Her trailer was robbed this week near Knoxville, Tenn., as her small-budgeted Leverich Racing team traveled here from North Carolina. As of Friday afternoon, as they prepared to compete in the NHRA Southern Nationals at Atlanta Dragway, she and husband/crew chief Aaron Grant hadn’t heard any updates from the Knox County, Tenn., police.

“We have a case number, so I guess we can just keep checking on it with the case number. I hope they find something, but I don’t know,” Worm said. “We said it’s the dumbest stuff to steal, because it’s not like you can run it on the street. Everyone said it will end up showing up, because someone will try to sell it to somebody that we know, and one of these big teams will say, ‘Well, yeah, that’s Audrey’s parts.’ Both the heads have serial numbers, and the pit bike has a serial number, and the supercharger has a serial number.”

Both Worm and Grant said if the stolen items reappeared, they might or might not be useable. “They would probably be fine. We would just have to look them over and see what we can run and what we can’t run. All the racks that they took had brand-new stuff in them, and the supercharger was a really good, newer supercharger.”

Worm said at first she hesitated to post news of the theft onto her Facebook page, “but I said it doesn’t hurt to get more eyes out there. The last I checked [Friday morning], 291 people shared it to get it out there nationally. So, I mean, we’ve got to come up with something with that many eyes and fans that are out there trying to help us find our stuff.”

She has had plenty of offers for help since she arrived here.

“Terry McMillen said, ‘Come over with anything [you] need.’ Tim Wilkerson gave us a whole bunch of pins and buttons to build our racks. [Jack] Beckman’s guys just dropped off three impact guns to use for the weekend, because our impact guns got stolen.”
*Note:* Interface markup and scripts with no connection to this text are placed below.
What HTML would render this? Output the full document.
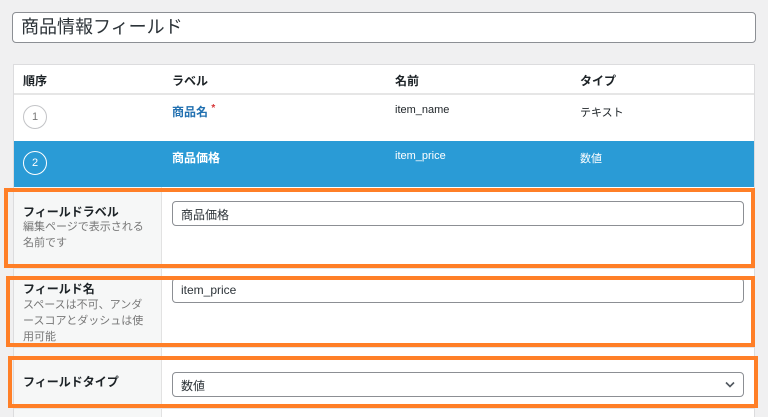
<!DOCTYPE html>
<html><head><meta charset="utf-8"><style>
*{box-sizing:border-box;margin:0;padding:0}
html,body{width:768px;height:417px;overflow:hidden}
body{background:#f0f0f1;font-family:"Liberation Sans","Noto Sans CJK JP",sans-serif;color:#1d2327;position:relative;font-size:12px}
.abs{position:absolute}
.title{left:12px;top:12px;width:744px;height:31px;border:1px solid #8c8f94;border-radius:4px;background:#fff;font-size:18px;line-height:28px;padding:0 8px;color:#2c3338}
.panel{left:13px;top:64px;width:742px;height:353px;background:#fff;border:1px solid #dcdcde;border-bottom:none}
.hdr{left:14px;top:65px;width:740px;height:30px;border-bottom:2px solid #e6e6e6}
.b{font-weight:bold}
.circ{width:24px;height:24px;border-radius:50%;border:1.5px solid #c3c4c7;display:flex;align-items:center;justify-content:center;font-size:11px;color:#777}
.blue{left:14px;top:141px;width:740px;height:46px;background:#2a9bd6}
.lab{left:14px;width:148px;background:#f6f7f7;border-right:1px solid #e2e2e2}
.inp{left:172px;width:572px;height:25px;border:1px solid #8c8f94;border-radius:4px;background:#fff;font-size:12px;padding:4px 8px;color:#2c3338}
.or{border:4px solid #ff7f27}
.desc{color:#777;font-size:11px;line-height:16px}
</style></head><body>
<div class="abs title">商品情報フィールド</div>
<div class="abs panel"></div>
<div class="abs hdr"></div>
<div class="abs b" style="left:23px;top:72px">順序</div>
<div class="abs b" style="left:172px;top:72px">ラベル</div>
<div class="abs b" style="left:395px;top:72px">名前</div>
<div class="abs b" style="left:580px;top:72px">タイプ</div>
<div class="abs circ" style="left:23px;top:105px">1</div>
<div class="abs b" style="left:172px;top:103px;color:#2271b1">商品名 <span style="color:#d63638;font-size:10px;vertical-align:top">*</span></div>
<div class="abs" style="left:395px;top:104px;font-size:11px">item_name</div>
<div class="abs" style="left:580px;top:104px;font-size:11px">テキスト</div>
<div class="abs blue"></div>
<div class="abs circ" style="left:23px;top:151px;border-color:#fff;color:#fff">2</div>
<div class="abs b" style="left:172px;top:149px;color:#fff">商品価格</div>
<div class="abs" style="left:395px;top:150px;font-size:11px;color:#fff">item_price</div>
<div class="abs" style="left:580px;top:150px;font-size:11px;color:#fff">数値</div>
<div class="abs lab" style="top:187px;height:230px"></div>
<div class="abs" style="left:14px;top:268px;width:740px;height:1px;background:#e6e6e6"></div>
<div class="abs" style="left:14px;top:347px;width:740px;height:1px;background:#e6e6e6"></div>
<div class="abs" style="left:14px;top:408px;width:740px;height:1px;background:#e6e6e6"></div>
<div class="abs b" style="left:23px;top:203px">フィールドラベル</div>
<div class="abs desc" style="left:23px;top:219px">編集ページで表示される<br>名前です</div>
<div class="abs inp" style="top:201px">商品価格</div>
<div class="abs b" style="left:23px;top:280px">フィールド名</div>
<div class="abs desc" style="left:23px;top:297px">スペースは不可、アンダ<br>ースコアとダッシュは使<br>用可能</div>
<div class="abs inp" style="top:278px">item_price</div>
<div class="abs b" style="left:23px;top:373px">フィールドタイプ</div>
<div class="abs inp" style="top:372px">数値<svg style="position:absolute;right:8px;top:8px" width="10" height="7" viewBox="0 0 10 7"><path d="M1 1.5L5 5.5L9 1.5" stroke="#50575e" stroke-width="1.6" fill="none"/></svg></div>
<div class="abs or" style="left:4px;top:188px;width:751px;height:80px"></div>
<div class="abs or" style="left:6px;top:276px;width:749px;height:71px"></div>
<div class="abs or" style="left:8px;top:356px;width:750px;height:52px"></div>
</body></html>
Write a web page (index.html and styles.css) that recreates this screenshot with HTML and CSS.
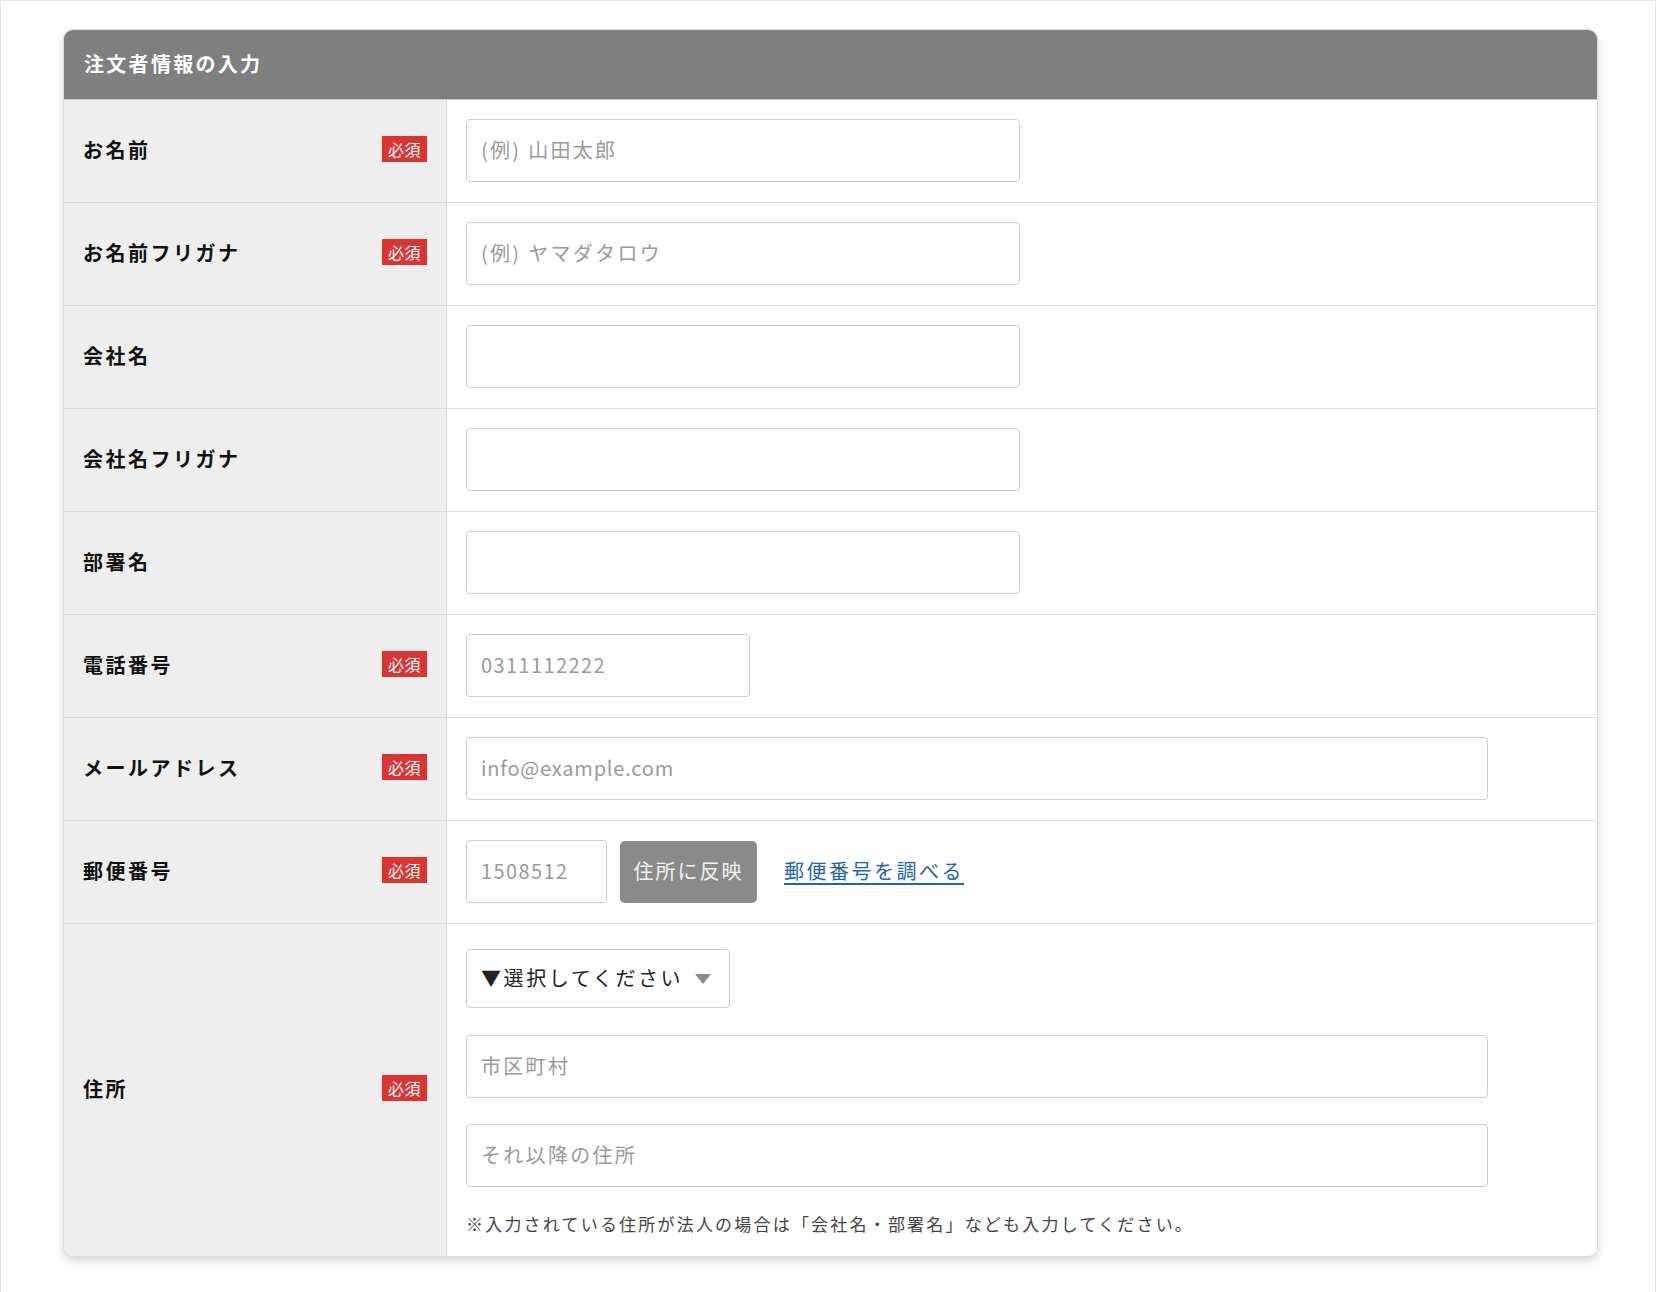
FILE: index.html
```html
<!DOCTYPE html>
<html lang="ja">
<head>
<meta charset="utf-8">
<title>注文者情報の入力</title>
<link rel="stylesheet" href="styles.css">
</head>
<body>
<div class="page">
  <section class="card">
    <h2 class="card-head">注文者情報の入力</h2>
    <div class="form">
      <div class="label"><span>お名前</span><em class="req">必須</em></div>
      <div class="field"><input class="inp w-md" type="text" placeholder="(例) 山田太郎"></div>

      <div class="label"><span>お名前フリガナ</span><em class="req">必須</em></div>
      <div class="field"><input class="inp w-md" type="text" placeholder="(例) ヤマダタロウ"></div>

      <div class="label"><span>会社名</span></div>
      <div class="field"><input class="inp w-md" type="text"></div>

      <div class="label"><span>会社名フリガナ</span></div>
      <div class="field"><input class="inp w-md" type="text"></div>

      <div class="label"><span>部署名</span></div>
      <div class="field"><input class="inp w-md" type="text"></div>

      <div class="label"><span>電話番号</span><em class="req">必須</em></div>
      <div class="field"><input class="inp w-sm num" type="text" placeholder="0311112222"></div>

      <div class="label"><span>メールアドレス</span><em class="req">必須</em></div>
      <div class="field"><input class="inp w-lg latin" type="text" placeholder="info@example.com"></div>

      <div class="label"><span>郵便番号</span><em class="req">必須</em></div>
      <div class="field zip-row">
        <input class="inp w-xs num" type="text" placeholder="1508512">
        <button class="btn" type="button">住所に反映</button>
        <a class="link" href="#">郵便番号を調べる</a>
      </div>

      <div class="label last"><span>住所</span><em class="req">必須</em></div>
      <div class="field addr last">
        <div class="sel-wrap">
          <select class="sel">
            <option>▼選択してください</option>
          </select>
        </div>
        <input class="inp w-lg" type="text" placeholder="市区町村">
        <input class="inp w-lg" type="text" placeholder="それ以降の住所">
        <p class="note">※入力されている住所が法人の場合は「会社名・部署名」なども入力してください。</p>
      </div>
    </div>
  </section>
</div>
</body>
</html>
```

FILE: styles.css
```css
* { box-sizing: border-box; }
html, body { margin: 0; padding: 0; background: #fff; }
body {
  font-family: "Noto Sans CJK JP", "Noto Sans", sans-serif;
  color: #222;
}
.page {
  border: 1px solid #e4e4e4;
  border-bottom: none;
  min-height: 1292px;
  padding: 28px 57px 40px 62px;
}
.card {
  border: 1px solid #dcdcdc;
  border-radius: 10px;
  background: #fff;
  box-shadow: 0 4px 10px rgba(0,0,0,0.17);
  overflow: hidden;
}
.card-head {
  margin: 0;
  height: 70px;
  background: #7f7f7f;
  color: #fff;
  font-size: 20px;
  font-weight: 700;
  letter-spacing: 2.3px;
  line-height: 68px;
  padding-left: 20px;
  border-bottom: 1px solid #c8c8c8;
}
.form {
  display: grid;
  grid-template-columns: 383px 1fr;
}
.label {
  background: #eeeeee;
  border-right: 1px solid #dddddd;
  border-bottom: 1px solid #dddddd;
  display: flex;
  align-items: center;
  justify-content: space-between;
  padding: 0 19px 0 19px;
  font-size: 20px;
  font-weight: 700;
  letter-spacing: 2.5px;
  color: #111;
}
.label > span { margin-bottom: 3px; }
.req {
  font-style: normal;
  font-weight: 400;
  background: #dd3333;
  color: #fff;
  font-size: 16px;
  letter-spacing: 0.5px;
  width: 45px;
  height: 26px;
  line-height: 26px;
  text-align: center;
  margin-bottom: 4px;
}
.field {
  border-bottom: 1px solid #dddddd;
  padding: 19px 20px 20px 19px;
  display: flex;
  align-items: center;
}
.last { border-bottom: none; }
.inp {
  height: 63px;
  border: 1px solid #cccccc;
  border-radius: 4px;
  padding: 0 13px 2px 14px;
  font-family: "Noto Sans CJK JP", "Noto Sans", sans-serif;
  font-size: 20px;
  letter-spacing: 2.3px;
  color: #333;
  background: #fff;
  outline: none;
}
.inp.num { letter-spacing: 1.4px; }
.inp.latin { letter-spacing: 0.8px; }
.inp::placeholder { color: #9a9a9a; }
.w-md { width: 554px; }
.w-sm { width: 284px; }
.w-lg { width: 1022px; }
.w-xs { width: 141px; }
.btn {
  margin-left: 13px;
  width: 137px;
  height: 62px;
  border: none;
  border-radius: 5px;
  background: #8a8a8a;
  color: #f2f2f2;
  font-family: "Noto Sans CJK JP", "Noto Sans", sans-serif;
  font-size: 20px;
  letter-spacing: 2px;
  padding: 0 0 2px 0;
}
.link {
  margin-left: 27px;
  margin-bottom: 2px;
  color: #1f63b5;
  font-size: 20px;
  letter-spacing: 2.5px;
  text-decoration: underline;
  text-underline-offset: 4px;
}
.addr {
  flex-direction: column;
  align-items: flex-start;
  padding-top: 25px;
  padding-bottom: 19px;
}
.sel-wrap {
  position: relative;
  width: 264px;
  height: 59px;
}
.sel-wrap::after {
  content: "";
  position: absolute;
  right: 19px;
  top: 25px;
  border-left: 8px solid transparent;
  border-right: 8px solid transparent;
  border-top: 10px solid #8a8a8a;
  pointer-events: none;
}
.sel {
  -webkit-appearance: none;
  appearance: none;
  width: 264px;
  height: 59px;
  border: 1px solid #cccccc;
  border-radius: 4px;
  background: #fff;
  padding: 0 12px 2px 14px;
  font-family: "Noto Sans CJK JP", "Noto Sans", sans-serif;
  font-size: 20px;
  letter-spacing: 2.6px;
  color: #222;
}
.addr .inp { margin-top: 27px; }
.addr .inp + .inp { margin-top: 26px; }
.note {
  margin: 24px 0 0 0;
  font-size: 17px;
  line-height: 26px;
  letter-spacing: 2.2px;
  color: #444;
}
```
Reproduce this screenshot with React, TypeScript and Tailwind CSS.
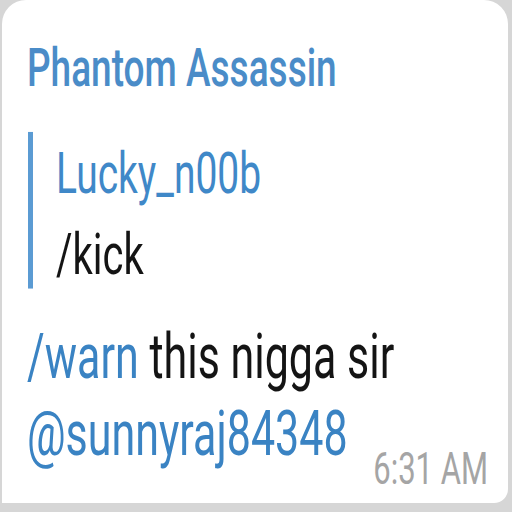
export default function App() {
  return (
    <div className="w-[512px] h-[512px] bg-[#d6d6d6] overflow-hidden" style={{ fontFamily: "Roboto, 'Noto Sans', sans-serif" }}>
      <div className="ml-[2px] w-[506px] h-[503px] bg-white rounded-tl-[24px] rounded-tr-[24px] rounded-br-[14px] overflow-hidden">
        <div className="origin-top-left scale-y-[1.45] pl-[25px] pr-[20px] pt-[25px]">
          <div className="text-[37px] leading-[44px] font-medium text-[#4a8cc8]">Phantom Assassin</div>
          <div className="mt-[22px] ml-[1px] border-l-[5px] border-[#5b9bd3] pl-[23px] pt-[5px]">
            <div className="text-[39px] leading-[48px] text-[#3f88c8]">Lucky_n00b</div>
            <div className="mt-[9px] text-[40px] leading-[46px] text-[#141414]">/kick</div>
          </div>
          <div className="mt-[21px] text-[43px] leading-[53px] text-[#141414]">
            <span className="text-[#3a83c3]">/warn</span> this nigga sir
          </div>
          <div className="flex items-baseline justify-between text-[43px] leading-[53px]">
            <span className="text-[#3a83c3]">@sunnyraj84348</span>
            <span className="text-[31px] text-[#a5a5a5] relative top-[20px]">6:31 AM</span>
          </div>
        </div>
      </div>
    </div>
  );
}
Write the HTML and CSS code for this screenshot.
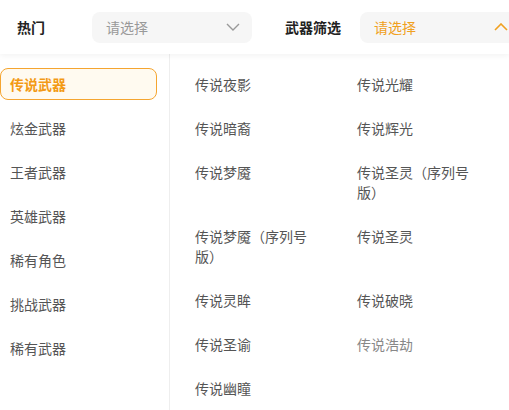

“We got here around 1:30 and just kind of looked through the trailer to see what we had and what we didn’t have. We had some parts coming to get shipped in that we could use,” Worm said. “But my husband builds all the racks and stuff and he’s like, ‘They took all my good parts, and now we have bent pistons and all the pistons we scuffed last weekend in Charlotte.’ So he was worried about putting racks together.”

She said that so far, the team is recovering “pretty good,” especially after “working hard on it all last night. They [crew] left here at 3:30 in the morning [Friday], came back to the hotel around 4 o’clock. So they’re on minimal sleep, but we’re out here to win rounds, so we got to do what we got to do.”

Worm wasn’t ready to make a pass in Friday’s opening qualifying session. She qualified 11th in the cooler night session, despite a flash-bang about halfway down the 1,000-foot course.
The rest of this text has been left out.